As you recall from the full-text search portion of this tutorial, the Search class has insert_document() and insert_documents() methods, to insert single and multiple documents into the index respectively. These two methods now need to generate the corresponding embeddings that go with each document.

The next code block shows new versions of these two methods, along with a new get_embedding() helper method that returns an embedding.

class Search:
    # ...

    def get_embedding(self, text):
        return self.model.encode(text)

    def insert_document(self, document):
        return self.es.index(index='my_documents', document={
            **document,
            'embedding': self.get_embedding(document['summary']),
        })

    def insert_documents(self, documents):
        operations = []
        for document in documents:
            operations.append({'index': {'_index': 'my_documents'}})
            operations.append({
                **document,
                'embedding': self.get_embedding(document['summary']),
            })
        return self.es.bulk(operations=operations)

The modified methods add the new embedding field to the document to be inserted.

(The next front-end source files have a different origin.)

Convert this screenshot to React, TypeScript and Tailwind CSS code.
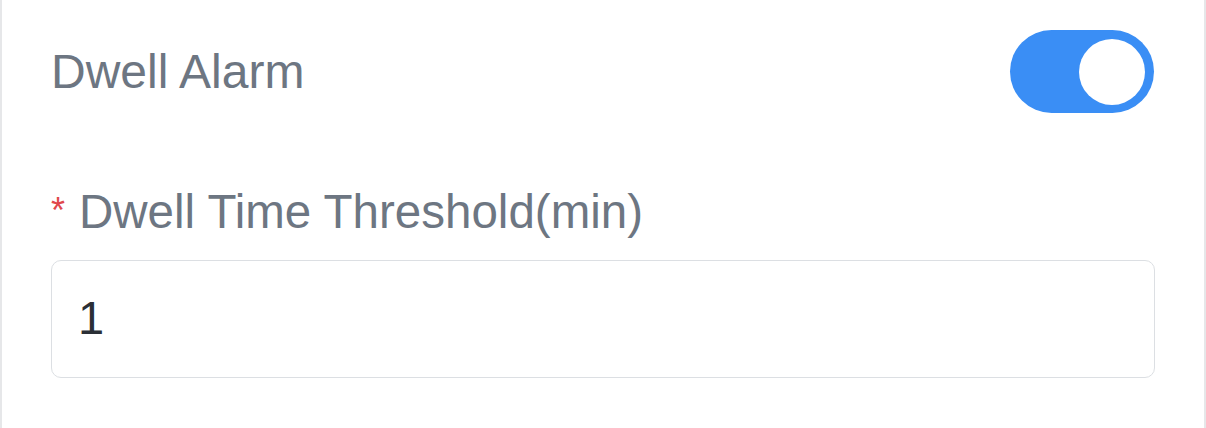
import { useState } from "react";

export default function App() {
  const [on, setOn] = useState(true);
  const [value, setValue] = useState("1");

  return (
    <div
      className="w-[1206px] h-[428px] bg-white border-x-2 border-[#e6e7e9] px-[49px] overflow-hidden"
      style={{ fontFamily: "'Liberation Sans', Arial, sans-serif" }}
    >
      {/* Switch row */}
      <div className="flex items-center justify-between pt-[30px] pr-px">
        <span className="text-[48px] leading-none text-[#6d7682]">Dwell Alarm</span>
        <button
          type="button"
          onClick={() => setOn(!on)}
          className={`flex items-center w-[144px] h-[83px] rounded-full px-[9px] ${
            on ? "bg-[#3a8ef5] justify-end" : "bg-[#dcdfe6] justify-start"
          }`}
        >
          <span className="block w-[66px] h-[66px] rounded-full bg-white" />
        </button>
      </div>

      {/* Threshold field */}
      <div className="mt-[75px] flex items-start">
        <span className="text-[36px] leading-none text-[#e0484b] mt-[5px] w-[28px]">*</span>
        <span className="text-[47.5px] leading-none text-[#6d7682]">Dwell Time Threshold(min)</span>
      </div>
      <div className="mt-[24px] h-[118px] rounded-[10px] border border-[#dcdfe3] flex items-center pl-[26px] pr-[30px]">
        <input
          value={value}
          onChange={(e) => setValue(e.target.value)}
          className="w-full bg-transparent outline-none text-[47px] text-[#2b2f36]"
        />
      </div>
    </div>
  );
}
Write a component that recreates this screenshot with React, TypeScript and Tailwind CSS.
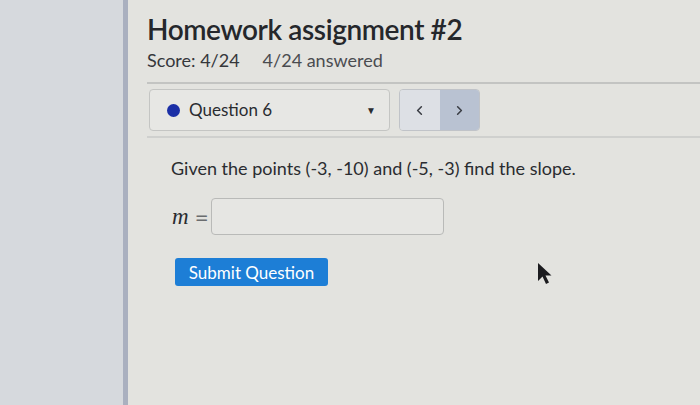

The embedding is generated from the summary field of each document. In general, embeddings are generated from sentences or short paragraphs, so in this case the summary is an ideal field to use. Other options would have been the name field, which contains the title of the document, or maybe the first few sentences from the document's body.

With these changes in place the index can be rebuilt, so that it stores an embedding for each document. To rebuilt the index, use this command:

flask reindex

In case you need a reminder, the flask reindex command is implemented in the reindex() function in app.py. It calls the reindex() method of the Search class, which in turn invokes create_index() and then passes all the data from the data.json file to insert_documents().